Domestic Production and Supply
Poland’s domestic production of machine screws is concentrated on large-volume industrial fasteners for automotive, construction, and machinery OEMs, rather than on consumer-ready assortments. Facilities operated by groups such as Bulten, Fabory, and local Polish fastener manufacturers produce millions of screws annually for industrial B2B contracts, but the packaging, labeling, and kit assembly required for consumer assortments is a separate, smaller-scale activity. Domestic packaging and kitting operations do exist, typically run by importers who bring bulk screws in and repackage them into retail-ready cases and blister packs at warehouses in Poland. This “light assembly” model allows domestic players to offer faster replenishment and Polish-language packaging while still relying on imported raw screws.
The overall domestic supply contribution to the consumer assortment market is estimated at 15–25% when including local kitting operations, and less than 10% if only fully domestic screw production is considered. This structural import dependence means that Poland’s market is vulnerable to global supply chain disruptions, container shipping volatility, and trade policy changes affecting fastener imports from Asia. However, the presence of local kitting and repackaging operations provides some buffer: importers can shift sourcing across multiple Asian countries, adjust kit contents based on material availability, and manage inventory in Polish warehouses to reduce stockout risk during peak DIY seasons.
Imports, Exports and Trade
Imports dominate Poland’s machine screws assortment supply chain, with China, Taiwan, and India accounting for an estimated 70–80% of finished kit imports by value. China is the largest single origin, supplying a broad range of zinc-plated and stainless steel screws at competitive factory-gate prices. Taiwan is recognized for higher-quality stainless steel and precision-threaded screws, often used in premium assortment kits. India has emerged as a rapidly growing alternative source, particularly for basic zinc-plated and black oxide assortments, offering slightly lower prices than China for comparable quality. Intra-EU imports from Germany, Italy, and Czechia also play a role, particularly for premium and specialty assortments that command higher retail prices and benefit from shorter lead times.

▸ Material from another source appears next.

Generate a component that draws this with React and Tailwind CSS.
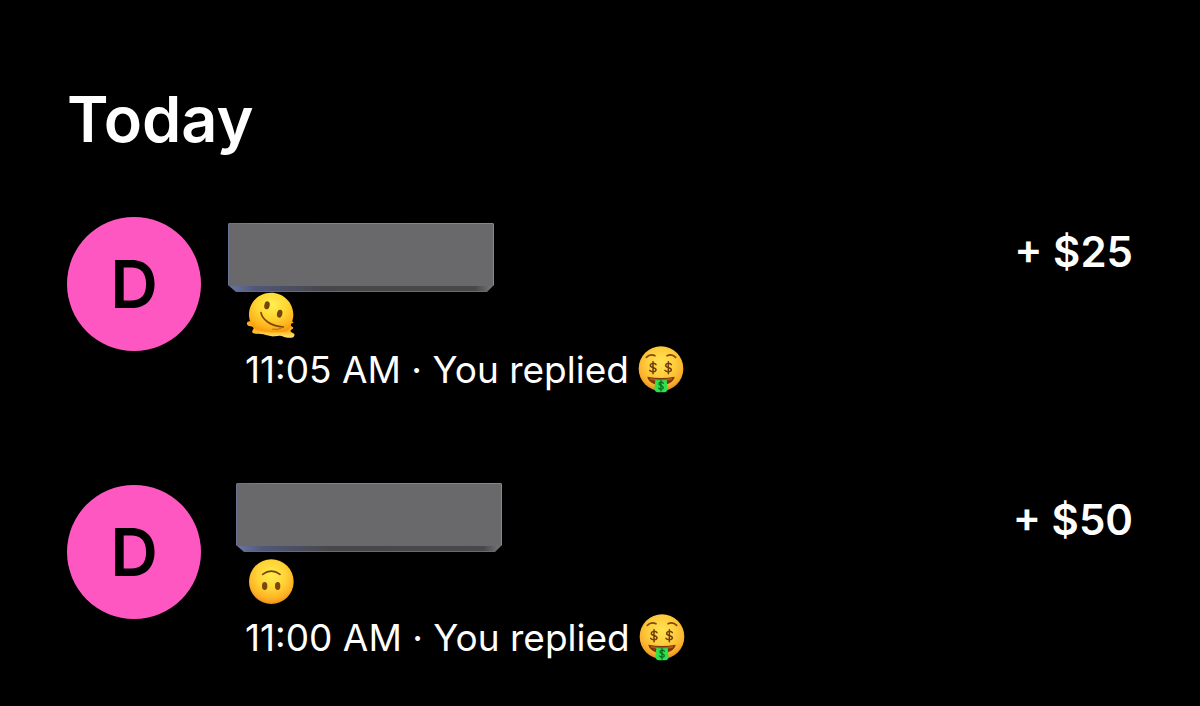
function Money({ id }) {
  const face = `money-face-${id}`;
  return (
    <svg role="img" aria-label="Money-mouth face" className="size-12 shrink-0" viewBox="49 33 144 144">
      <defs>
        <radialGradient id={face} cx="50%" cy="36%" r="66%">
          <stop offset="0" stopColor="#ffe352" />
          <stop offset="0.5" stopColor="#ffcb3c" />
          <stop offset="0.82" stopColor="#f9ad2a" />
          <stop offset="1" stopColor="#dd8420" />
        </radialGradient>
      </defs>
      <circle cx="121" cy="101" r="67" fill={`url(#${face})`} />
      <path d="M77 67Q88 55 103 62M139 62Q154 55 165 67" fill="none" stroke="#7d480d" strokeWidth="5" strokeLinecap="round" />
      <g fill="none" stroke="#6e3d08" strokeWidth="4.5" strokeLinecap="round">
        <path d="M106 89C103 84 90 83 89 91C88 99 107 96 106 105C105 112 91 112 87 106M97 80V116" />
        <path d="M152 89C149 84 136 83 135 91C134 99 153 96 152 105C151 112 137 112 133 106M143 80V116" />
      </g>
      <path d="M80 125Q121 133 162 125C160 139 143 150 121 150S82 139 80 125Z" fill="#7b3509" />
      <path d="M86 129Q121 136 156 129L153 134Q121 141 89 134Z" fill="#b65a1c" />
      <path d="M104 134Q121 138 138 134L141 162Q140 171 131 172H112Q102 171 101 162Z" fill="#2ee04b" />
      <path d="M128 145C126 140 115 140 115 147C115 153 128 151 128 158C128 164 116 164 114 159M121 137V168" fill="none" stroke="#0a6b24" strokeWidth="4" strokeLinecap="round" />
    </svg>
  );
}

function Melting() {
  return (
    <svg role="img" aria-label="Melting face" className="size-[52px]" viewBox="45 30 156 156">
      <defs>
        <radialGradient id="melt-face" cx="52%" cy="30%" r="70%">
          <stop offset="0" stopColor="#fff04f" />
          <stop offset="0.5" stopColor="#ffd531" />
          <stop offset="0.85" stopColor="#fdb21c" />
          <stop offset="1" stopColor="#f79c12" />
        </radialGradient>
        <linearGradient id="melt-pool" x1="0" y1="0" x2="0" y2="1">
          <stop offset="0" stopColor="#f9a91a" />
          <stop offset="0.6" stopColor="#ffb91f" />
          <stop offset="1" stopColor="#ffe47a" />
        </linearGradient>
      </defs>
      <path d="M58 124C50 124 48 133 55 137C61 140 71 138 71 145C71 149 65 150 67 157C71 164 88 160 100 163C112 166 120 170 134 169C144 168 151 166 161 170C172 175 191 175 193 167C196 158 184 160 182 154C179 148 192 148 189 142C187 138 180 139 180 134C181 129 191 131 190 126C188 123 181 124 178 125Z" fill="url(#melt-pool)" />
      <path d="M57 104C57 67 86 38 123 38S190 67 190 104C190 114 187 124 183 132C184 146 175 156 155 156C119 158 84 155 73 144C61 132 57 117 57 104Z" fill="url(#melt-face)" />
      <ellipse cx="111" cy="76" rx="8" ry="12" transform="rotate(13 111 76)" fill="#73440d" />
      <ellipse cx="149" cy="101" rx="8" ry="12" transform="rotate(13 149 101)" fill="#73440d" />
      <path d="M93 98C97 119 120 137 160 141" fill="none" stroke="#804406" strokeWidth="5" strokeLinecap="round" />
      <path d="M128 148Q144 151 160 142" fill="none" stroke="#b16a0c" strokeWidth="3" strokeLinecap="round" />
    </svg>
  );
}

function UpsideDown() {
  return (
    <svg role="img" aria-label="Upside-down face" className="size-[52px]" viewBox="30 24 156 156">
      <defs>
        <radialGradient id="upside-face" cx="50%" cy="35%" r="66%">
          <stop offset="0" stopColor="#ffed4e" />
          <stop offset="0.5" stopColor="#ffd236" />
          <stop offset="0.82" stopColor="#fdb022" />
          <stop offset="1" stopColor="#ec8c1d" />
        </radialGradient>
      </defs>
      <circle cx="109" cy="95" r="67" fill="url(#upside-face)" />
      <path d="M83 73Q109 54 135 73" fill="none" stroke="#754409" strokeWidth="5" strokeLinecap="round" />
      <ellipse cx="89" cy="108" rx="8" ry="12" fill="#7a480e" />
      <ellipse cx="128" cy="108" rx="8" ry="12" fill="#7a480e" />
    </svg>
  );
}

function Slab({ id, className }) {
  const edge = `slab-edge-${id}`;
  const side = `slab-side-${id}`;
  return (
    <svg aria-hidden="true" className={`absolute h-[70px] w-[266px] ${className}`} viewBox="0 0 266 70">
      <defs>
        <linearGradient id={edge}>
          <stop offset="0" stopColor="#6a7294" />
          <stop offset="0.15" stopColor="#828287" />
          <stop offset="1" stopColor="#88888a" />
        </linearGradient>
        <linearGradient id={side}>
          <stop offset="0" stopColor="#6d779f" />
          <stop offset="0.1" stopColor="#50577a" />
          <stop offset="0.35" stopColor="#47474b" />
          <stop offset="0.93" stopColor="#48484a" />
          <stop offset="0.98" stopColor="#6c6c6e" />
          <stop offset="1" stopColor="#7b7b7d" />
        </linearGradient>
      </defs>
      <path d="M2 0H264Q266 0 266 2V62L259 69H8L0 62V2Q0 0 2 0Z" fill={`url(#${side})`} />
      <path d="M2 0H264Q266 0 266 2V62L264 63H2L0 62V2Q0 0 2 0Z" fill={`url(#${edge})`} />
      <path d="M1 1H265V63H1Z" fill="#69696b" />
      <path d="M8 68.500H259" stroke="#6a6a6d" strokeWidth="1" />
    </svg>
  );
}

const payments = [
  { id: 1, note: <Melting />, time: "11:05 AM", amount: "+ $25", slab: "-left-[17px] top-[6px]" },
  { id: 2, note: <UpsideDown />, time: "11:00 AM", amount: "+ $50", slab: "-left-[9px] -top-[2px]" },
];

export default function App() {
  return (
    <main className="min-h-screen bg-black px-[67px] pt-[79px] pb-10 font-['Inter',sans-serif] text-white">
      <h1 className="mb-[58px] text-[63px] leading-[80px] font-semibold">Today</h1>
      <ul className="flex flex-col gap-[88px]">
        {payments.map((p) => (
          <li key={p.id} className="flex items-start">
            <div className="mr-11 flex size-[134px] shrink-0 items-center justify-center rounded-full bg-[#ff57c1] text-[66px] font-semibold text-black">
              D
            </div>
            <div className="relative flex-1">
              <div className="h-[72px]" />
              <Slab id={p.id} className={p.slab} />
              <div className="h-[54px] pt-px">{p.note}</div>
              <p className="flex items-center gap-2 text-[37px] leading-[54px] whitespace-nowrap">
                {p.time} · You replied <Money id={p.id} />
              </p>
            </div>
            <p className="text-[42px] leading-[70px] font-semibold whitespace-nowrap">{p.amount}</p>
          </li>
        ))}
      </ul>
    </main>
  );
}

Re-exports from Poland are minimal in the consumer assortment category, likely below 5% of import volume. Polish importers occasionally distribute to neighboring markets such as Czechia, Slovakia, and the Baltic states for private-label programs, but the scale is small relative to the domestic market. The trade balance is structurally negative, and the country’s dependence on long-haul ocean freight creates a supply chain that is cost-effective during periods of low freight rates but vulnerable during disruptions.
Tariff treatment under EU law applies a standard most-favored-nation duty rate of roughly 3.7–5.0% for HS 731812 and 731814, with preferential rates under free trade agreements for some origins (e.g., Vietnam, South Korea) but not for China or India. Anti-dumping measures on certain Chinese steel fasteners have been periodically updated by the European Commission, and any extension or tightening of these duties would directly affect import costs for Poland’s assortment importers.
Distribution Channels and Buyers
Distribution of machine screws assortments in Poland follows a multi-channel structure that mirrors the broader DIY and consumer goods retail landscape. DIY warehouse chains—Leroy Merlin, Castorama, Brico Dépôt, and OBI—are the dominant channel, accounting for an estimated 40–50% of unit sales in 2026. These retailers dedicate extensive linear shelving to hardware assortments, typically offering 15–30 SKUs across brand and private-label options.
Mass-market hypermarkets and supermarkets (e.g., Auchan, Carrefour, Biedronka) carry a narrower range of 5–10 SKUs, targeting emergency/replacement and stock-up shoppers, and represent roughly 15–20% of volume. Online channels, including Allegro, Amazon.pl, Leroy Merlin’s e-commerce platform, and niche specialist webshops, have grown rapidly and are estimated to hold 15–20% of volume in 2026, with share expected to rise to 25–35% by 2035.
Buyer groups in Poland display distinct channel preferences. Project-planned shoppers tend to visit DIY warehouses or shop online, seeking premium organized kits with broad size ranges and corrosion-resistant coatings. Emergency/replacement shoppers often purchase at hypermarkets or local hardware stores, prioritizing convenience and low price. Stock-up shoppers, a growing cohort, buy assortments during promotional events or as part of larger tool purchases, often choosing private-label kits in DIY warehouse channels. Property managers and professional tradespeople use assortments as backup kits for minor jobs, purchasing through specialty hardware distributors or DIY warehouse loyalty programs, and tend to favor national brand and premium kits.
Regulations and Standards
Machine screws assortments sold in Poland must comply with European Union product safety and materials regulations. While the category does not face the stringent certification required for structural fasteners in construction, consumer assortments are subject to the EU’s General Product Safety Directive (GPSD) and the REACH regulation on chemical substances. Coatings must be REACH-registered, and any hexavalent chromium in passivation layers is prohibited.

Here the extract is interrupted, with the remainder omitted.